Stefan Fuele, the bloc’s commissioner for enlargement, said countries aspiring to membership of the EU should not only conform to its long list of “technical requirements.”
“It is also about having good-neighborly relations between the candidate country and its neighbors,” Fuele told journalists during a visit to Armenia. “We expect Turkey not to be an exception in this overall approach.”
Like the United States, the EU has long favored an unconditional establishment of diplomatic relations between Turkey and Armenia and the reopening of their border. It strongly welcomed the signing in October 2009 of Turkish-Armenian protocols envisaging the normalization of bilateral ties.
Fuele called “unfortunate” the fact that the protocols have still not been ratified by the parliaments of the two countries. “I hope very much that this will remain on the table so that once the situation is more conducive, we will be able to come back to this issue and revitalize this process,” he said.

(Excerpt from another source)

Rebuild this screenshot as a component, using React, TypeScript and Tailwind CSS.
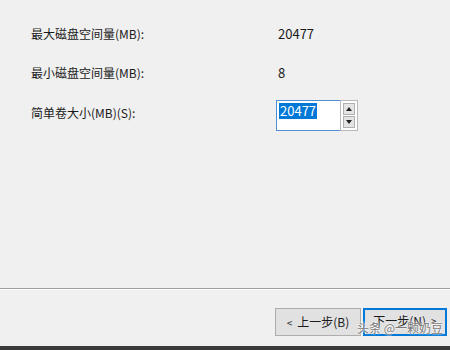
import React from "react";

export default function App() {
  const font = { fontFamily: '"Noto Sans CJK SC", "Noto Sans", sans-serif' };
  return (
    <div
      className="relative w-[450px] h-[350px] bg-[#f0f0f0] flex flex-col overflow-hidden text-[12px] text-[#1a1a1a]"
      style={font}
    >
      <div className="pl-[31px] pt-[24px]">
        <div className="flex h-[20px] items-center">
          <div className="w-[247px]">最大磁盘空间量(MB):</div>
          <div className="text-[13px]">20477</div>
        </div>
        <div className="flex h-[20px] items-center mt-[19px]">
          <div className="w-[247px]">最小磁盘空间量(MB):</div>
          <div className="text-[13px]">8</div>
        </div>
        <div className="flex items-start mt-[17px]">
          <div className="w-[245px] h-[20px] mt-[3px] flex items-center">简单卷大小(MB)(S):</div>
          <div className="flex">
            <div className="w-[64px] h-[31px] border border-[#4f8fd6] border-r-0 bg-white pl-[2px] pt-[1px]">
              <span className="inline-block bg-[#0078d7] text-white text-[13px] leading-[16px] px-px">20477</span>
            </div>
            <div className="w-[18px] h-[31px] border border-[#b9b9b9] bg-white px-[2px] pt-[2px] flex flex-col gap-[1px]">
              <div className="h-[12px] bg-[#e4e4e4] border border-[#b0b0b0] flex items-center justify-center">
                <svg width="6" height="4" viewBox="0 0 6 4"><path d="M3 0 L6 4 L0 4 Z" fill="#222" /></svg>
              </div>
              <div className="h-[12px] bg-[#e4e4e4] border border-[#b0b0b0] flex items-center justify-center">
                <svg width="6" height="4" viewBox="0 0 6 4"><path d="M0 0 L6 0 L3 4 Z" fill="#222" /></svg>
              </div>
            </div>
          </div>
        </div>
      </div>
      <div className="flex-1" />
      <div className="h-px bg-[#a0a0a0]" />
      <div className="h-px bg-white" />
      <div className="h-[56px] pt-[18px] pr-[3px] flex justify-end gap-[2px]">
        <div className="w-[86px] h-[28px] bg-[#e1e1e1] border border-[#adadad] flex items-center justify-center whitespace-nowrap">
          <span className="text-[10px] mr-[5px]">&lt;</span>上一步(B)
        </div>
        <div className="w-[84px] h-[28px] bg-[#e1e1e1] border-2 border-[#0078d7] flex items-center justify-center whitespace-nowrap pb-[3px]">
          下一步(N)<span className="text-[10px] ml-[5px]">&gt;</span>
        </div>
      </div>
      <div className="h-[4px] bg-[#3a3a3a]" />
      <div
        className="absolute left-[357px] top-[321px] text-[12px] text-[#7a7a7a] leading-[14px] whitespace-nowrap"
        style={{ textShadow: "0 0 2px #fff, 0 0 2px #fff" }}
      >
        头条 @一颗奶豆
      </div>
    </div>
  );
}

The Turkish government has made the protocol ratification conditional on the resolution of the Nagorno-Karabakh conflict, a precondition rejected by Yerevan. Earlier this year, President Serzh Sarkisian threatened to formally annul the normalization agreements if Ankara continue to stick to this linkage.
Speaking at a joint news conference with Fuele, Foreign Minister Edward Nalbandian said the Turkish stance is at odds with the positions of not only Armenia but the international community. “I don’t think that we can get anywhere with this approach,” he said.